Christians accept the historical and metaphysical reality of the Resurrection as evidence of Jesus’ Incarnation which has put us at odds with all of the sophists, skeptics, mythologizers, philosophers, and various nonbelievers who have disputed the Incarnation for 20 centuries now. By simply being who he is, Jesus Christ, the Incarnate Word of God manifested in human form, becomes an enduring sign of contradiction to the world. He invites, but does not compel, one to believe that God so loved the human race that he would become one of us out of pure love. And ultimately it is love that stands in starkest contradiction to the spirit of this world.
Of course, not all men and women have rejected the mystery of the Incarnation, meaning that God’s love can still be recognized in the world. But, looking around us, it too often appears that his love is the exception and not the rule. We have the power to change that disparate equation, however, if we realize that truly loving God means contradicting the world, and sometimes even contradicting my own thoughts and desires which are of the world. The Incarnation, God made man in the person of Jesus Christ, is the greatest sign of love this world will ever see, even if men choose not to see it.

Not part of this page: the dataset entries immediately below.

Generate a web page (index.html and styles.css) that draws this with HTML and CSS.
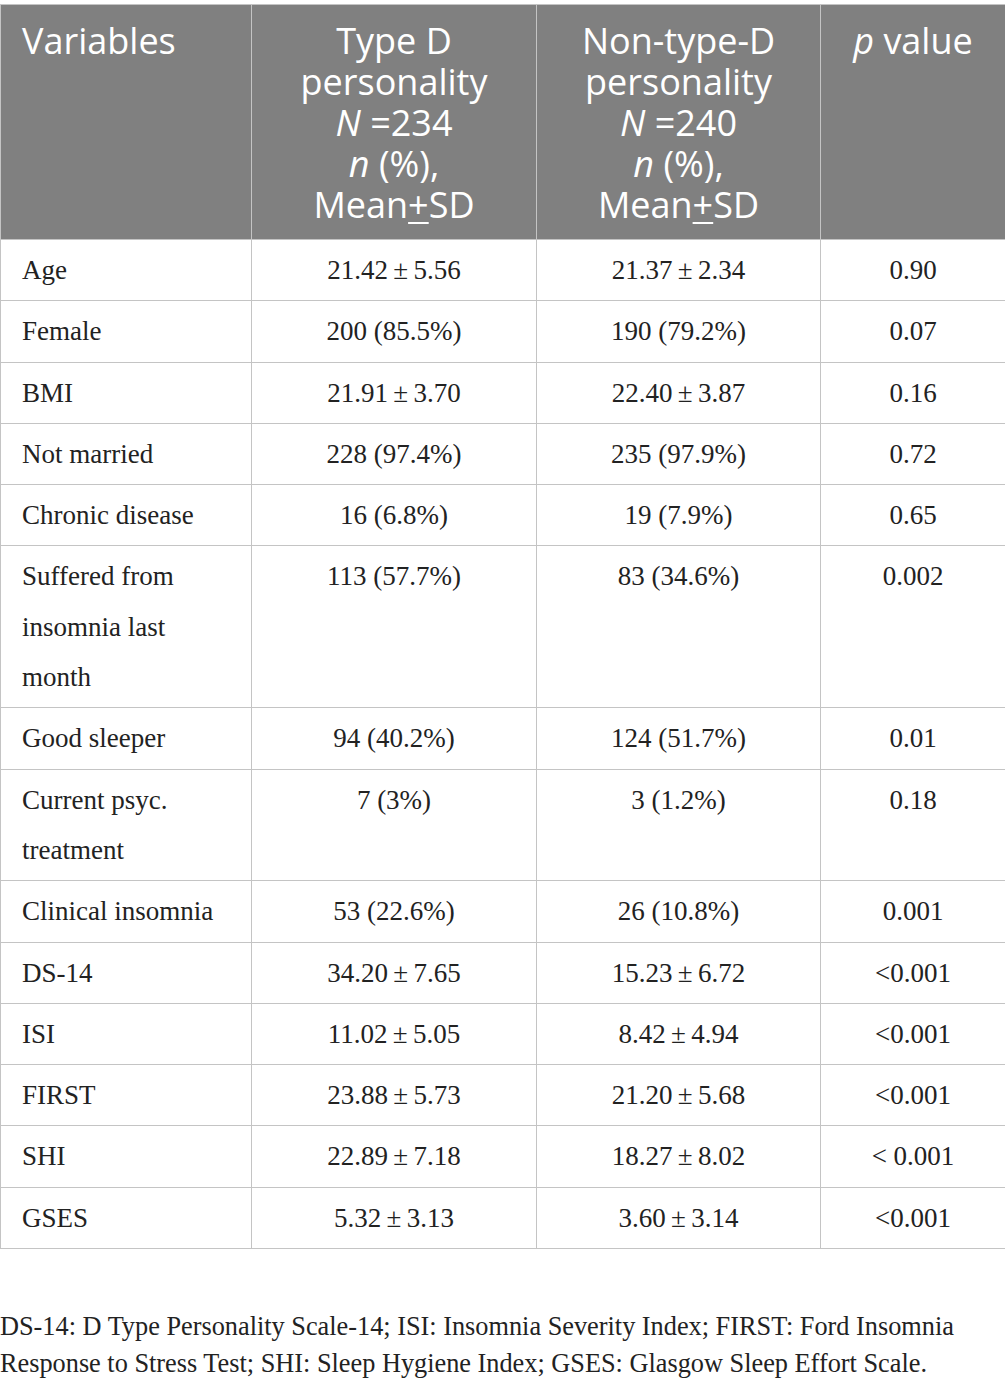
FILE: index.html
```html
<!DOCTYPE html>
<html>
<head>
<meta charset="utf-8">
<link rel="stylesheet" href="styles.css">
</head>
<body>
<div class="page">
<table class="tbl">
  <colgroup>
    <col class="c1"><col class="c2"><col class="c3"><col class="c4">
  </colgroup>
  <thead>
    <tr>
      <th class="left">Variables</th>
      <th>Type D<br>personality<br><i>N</i> =234<br><i>n</i> (%),<br>Mean<u>+</u>SD</th>
      <th>Non-type-D<br>personality<br><i>N</i> =240<br><i>n</i> (%),<br>Mean<u>+</u>SD</th>
      <th><i>p</i> value</th>
    </tr>
  </thead>
  <tbody>
    <tr><td class="left">Age</td><td>21.42&thinsp;±&thinsp;5.56</td><td>21.37&thinsp;±&thinsp;2.34</td><td>0.90</td></tr>
    <tr><td class="left">Female</td><td>200 (85.5%)</td><td>190 (79.2%)</td><td>0.07</td></tr>
    <tr><td class="left">BMI</td><td>21.91&thinsp;±&thinsp;3.70</td><td>22.40&thinsp;±&thinsp;3.87</td><td>0.16</td></tr>
    <tr><td class="left">Not married</td><td>228 (97.4%)</td><td>235 (97.9%)</td><td>0.72</td></tr>
    <tr><td class="left">Chronic disease</td><td>16 (6.8%)</td><td>19 (7.9%)</td><td>0.65</td></tr>
    <tr><td class="left">Suffered from<br>insomnia last<br>month</td><td>113 (57.7%)</td><td>83 (34.6%)</td><td>0.002</td></tr>
    <tr><td class="left">Good sleeper</td><td>94 (40.2%)</td><td>124 (51.7%)</td><td>0.01</td></tr>
    <tr><td class="left">Current psyc.<br>treatment</td><td>7 (3%)</td><td>3 (1.2%)</td><td>0.18</td></tr>
    <tr><td class="left">Clinical insomnia</td><td>53 (22.6%)</td><td>26 (10.8%)</td><td>0.001</td></tr>
    <tr><td class="left">DS-14</td><td>34.20&thinsp;±&thinsp;7.65</td><td>15.23&thinsp;±&thinsp;6.72</td><td>&lt;0.001</td></tr>
    <tr><td class="left">ISI</td><td>11.02&thinsp;±&thinsp;5.05</td><td>8.42&thinsp;±&thinsp;4.94</td><td>&lt;0.001</td></tr>
    <tr><td class="left">FIRST</td><td>23.88&thinsp;±&thinsp;5.73</td><td>21.20&thinsp;±&thinsp;5.68</td><td>&lt;0.001</td></tr>
    <tr><td class="left">SHI</td><td>22.89&thinsp;±&thinsp;7.18</td><td>18.27&thinsp;±&thinsp;8.02</td><td>&lt; 0.001</td></tr>
    <tr><td class="left">GSES</td><td>5.32&thinsp;±&thinsp;3.13</td><td>3.60&thinsp;±&thinsp;3.14</td><td>&lt;0.001</td></tr>
  </tbody>
</table>
<p class="note">DS-14: D Type Personality Scale-14; ISI: Insomnia Severity Index; FIRST: Ford Insomnia Response to Stress Test; SHI: Sleep Hygiene Index; GSES: Glasgow Sleep Effort Scale.</p>
</div>
</body>
</html>
```

FILE: styles.css
```css
html, body {
  margin: 0;
  padding: 0;
  background: #ffffff;
}
.page {
  width: 1005px;
  padding-top: 4px;
}
.tbl {
  width: 1005px;
  border-collapse: collapse;
  table-layout: fixed;
}
.c1 { width: 251px; }
.c2 { width: 285px; }
.c3 { width: 284px; }
.c4 { width: 185px; }
.tbl th {
  background: #808080;
  color: #ffffff;
  font-family: "Open Sans", "Noto Sans", sans-serif;
  font-weight: 400;
  font-size: 36px;
  line-height: 41px;
  text-align: center;
  vertical-align: top;
  padding: 15px 6px 14px;
  border: 1.5px solid #c4c4c4;
}
.tbl th u {
  text-decoration-thickness: 2px;
  text-underline-offset: 4px;
}
.tbl td {
  font-family: "Liberation Serif", "Times New Roman", serif;
  font-size: 27px;
  line-height: 50.3px;
  color: #222222;
  text-align: center;
  vertical-align: top;
  padding: 5px 8px;
  border: 1px solid #c4c4c4;
}
.tbl th.left, .tbl td.left {
  text-align: left;
  padding-left: 21px;
}
.note {
  margin: 59px 0 0;
  font-family: "Liberation Serif", "Times New Roman", serif;
  font-size: 26.3px;
  line-height: 37px;
  color: #222222;
}
```
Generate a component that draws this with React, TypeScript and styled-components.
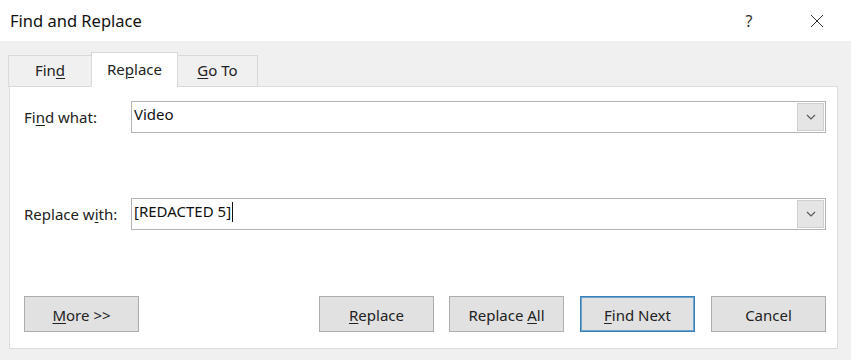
import React from "react";
import styled, { createGlobalStyle } from "styled-components";

const GlobalStyle = createGlobalStyle`
  html, body {
    margin: 0;
    padding: 0;
    background: #f0f0f0;
  }
  body {
    font-family: "Noto Sans", "Open Sans", "Liberation Sans", sans-serif;
    color: #1a1a1a;
  }
`;

const Window = styled.div`
  width: 851px;
  height: 360px;
  display: flex;
  flex-direction: column;
  background: #f0f0f0;
  overflow: hidden;
`;

const TitleBar = styled.div`
  height: 41px;
  flex: none;
  display: flex;
  align-items: center;
  background: #ffffff;
  padding-left: 10px;
`;

const Title = styled.div`
  flex: 1;
  font-size: 16.5px;
  color: #111;
  padding-bottom: 1px;
`;

const TitleButton = styled.div`
  width: 68px;
  height: 41px;
  display: flex;
  align-items: center;
  justify-content: center;
  font-size: 16px;
  color: #333;
`;

const Body = styled.div`
  flex: 1;
  display: flex;
  flex-direction: column;
  padding: 11px 13px 11px 8px;
`;

const TabRow = styled.div`
  display: flex;
  align-items: flex-end;
  height: 35px;
  position: relative;
  z-index: 1;
`;

const Tab = styled.div<{ $active?: boolean; $width: number }>`
  width: ${(p) => p.$width}px;
  height: ${(p) => (p.$active ? 35 : 32)}px;
  line-height: ${(p) => (p.$active ? 33 : 29)}px;
  box-sizing: border-box;
  text-align: center;
  font-size: 15px;
  background: ${(p) => (p.$active ? "#ffffff" : "#f0f0f0")};
  border: 1px solid #d9d9d9;
  border-bottom: ${(p) => (p.$active ? "1px solid #ffffff" : "1px solid #d9d9d9")};
  margin-left: -1px;
  color: #222;
  &:first-child {
    margin-left: 0;
  }
`;

const Panel = styled.div`
  flex: 1;
  margin-top: -1px;
  margin-left: 1px;
  background: #ffffff;
  border: 1px solid #dcdcdc;
  display: flex;
  flex-direction: column;
  padding: 14px 11px 16px 14px;
`;

const FieldRow = styled.div<{ $gap?: number }>`
  display: flex;
  align-items: center;
  margin-top: ${(p) => p.$gap ?? 0}px;
`;

const Label = styled.div`
  width: 107px;
  flex: none;
  font-size: 15px;
  color: #222;
`;

const Combo = styled.div`
  flex: 1;
  height: 32px;
  box-sizing: border-box;
  border: 1px solid #b4b4b4;
  display: flex;
  align-items: stretch;
  background: #fff;
`;

const ComboText = styled.div`
  flex: 1;
  font-size: 15px;
  padding: 2px 0 0 2px;
  color: #111;
  white-space: pre;
`;

const Caret = styled.span`
  display: inline-block;
  width: 1px;
  height: 20px;
  background: #111;
  margin-left: 1px;
  vertical-align: -5px;
`;

const ComboButton = styled.div`
  width: 25px;
  margin: 1px;
  background: #e5e5e5;
  border: 1px solid #cfcfcf;
  display: flex;
  align-items: center;
  justify-content: center;
`;

const Spacer = styled.div`
  flex: 1;
`;

const ButtonRow = styled.div`
  display: flex;
  align-items: center;
`;

const Button = styled.div<{ $primary?: boolean; $gap?: number }>`
  width: 115px;
  height: 36px;
  box-sizing: border-box;
  margin-left: ${(p) => p.$gap ?? 0}px;
  background: #e1e1e1;
  border: 1px solid ${(p) => (p.$primary ? "#3a80b8" : "#adadad")};
  box-shadow: ${(p) => (p.$primary ? "inset 0 0 0 1px #6ea3cc" : "none")};
  text-align: center;
  line-height: 36px;
  font-size: 15px;
  color: #222;
`;

const U = styled.span`
  text-decoration: underline;
  text-underline-offset: 2px;
  text-decoration-thickness: 1px;
`;

const Chevron = () => (
  <svg width="10" height="6" viewBox="0 0 10 6">
    <path d="M1 1 L5 5 L9 1" fill="none" stroke="#555" strokeWidth="1.1" />
  </svg>
);

const CloseIcon = () => (
  <svg width="14" height="14" viewBox="0 0 14 14">
    <path d="M1 1 L13 13 M13 1 L1 13" stroke="#333" strokeWidth="1" fill="none" />
  </svg>
);

const App = () => {
  return (
    <>
      <GlobalStyle />
      <Window>
        <TitleBar>
          <Title>Find and Replace</Title>
          <TitleButton>?</TitleButton>
          <TitleButton>
            <CloseIcon />
          </TitleButton>
        </TitleBar>
        <Body>
          <TabRow>
            <Tab $width={84}>
              Fin<U>d</U>
            </Tab>
            <Tab $active $width={87}>
              Re<U>p</U>lace
            </Tab>
            <Tab $width={81}>
              <U>G</U>o To
            </Tab>
          </TabRow>
          <Panel>
            <FieldRow>
              <Label>
                Fi<U>n</U>d what:
              </Label>
              <Combo>
                <ComboText>Video</ComboText>
                <ComboButton>
                  <Chevron />
                </ComboButton>
              </Combo>
            </FieldRow>
            <FieldRow $gap={65}>
              <Label>
                Replace w<U>i</U>th:
              </Label>
              <Combo>
                <ComboText>
                  [REDACTED 5]
                  <Caret />
                </ComboText>
                <ComboButton>
                  <Chevron />
                </ComboButton>
              </Combo>
            </FieldRow>
            <Spacer />
            <ButtonRow>
              <Button>
                <U>M</U>ore &gt;&gt;
              </Button>
              <Spacer />
              <Button>
                <U>R</U>eplace
              </Button>
              <Button $gap={15}>
                Replace <U>A</U>ll
              </Button>
              <Button $gap={16} $primary>
                <U>F</U>ind Next
              </Button>
              <Button $gap={16}>Cancel</Button>
            </ButtonRow>
          </Panel>
        </Body>
      </Window>
    </>
  );
};

export default App;
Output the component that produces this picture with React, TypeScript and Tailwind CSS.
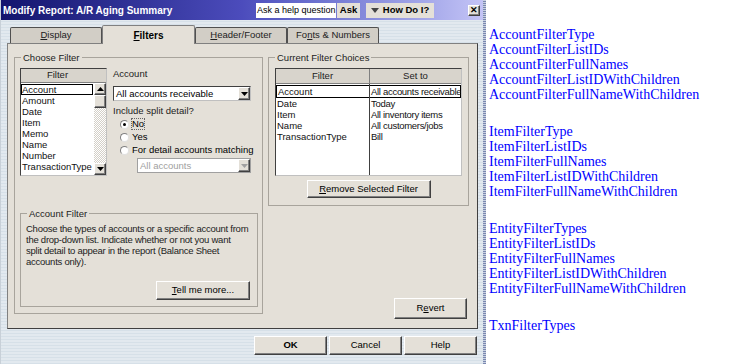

It is not necessary to see a thing for it to be real, after all. Love is something we sense in our heart, not something we can quantify or touch or see. No amount of worldly contradiction can ever diminish the love of God for mankind. As individuals we are free to contradict and deny him, but what does that really avail one in the end? Each person needs to ask themselves, “Is my life a sign of contradiction to the world, or a contradiction to God, his laws, even his Church?” If we, as mature Christians, are not living as signs of contradiction to the world then it is safe to say that we are failing in our Christian vocation. That does not mean we need to be hostile, defensive, or pugnacious towards nonbelievers, but we should always feel some small, nagging sense that we don’t really fit into the world completely. After all we weren’t made to fit in but to be signs and a sign that blends into the landscape is a very poor sign indeed.
There is no neutral ground here. We will either be signs of contradiction to Jesus Christ or else we will become signs of contradiction to the world, standing alongside him. If we really believe the Incarnation to be true then we must live out the Incarnation in our daily lives. It is the greatest sign of God’s love for our world, possessing the power to make each and every one of us another faithful “sign of contradiction.”
Francis J. Pierson
Negating the divinity, nativity and resurrection of Jesus is what many of us have chosen to do. They are the only ways to avoid the otherwise inescapable authority of the King of kings. Otherwise, we would be morally compelled to pick up our crosses and follow Him. As long as we can avoid seeing his love as sacrifice it is, we can ignore all that He does and has done for us, preferring, instead, smarmy sentimentalism.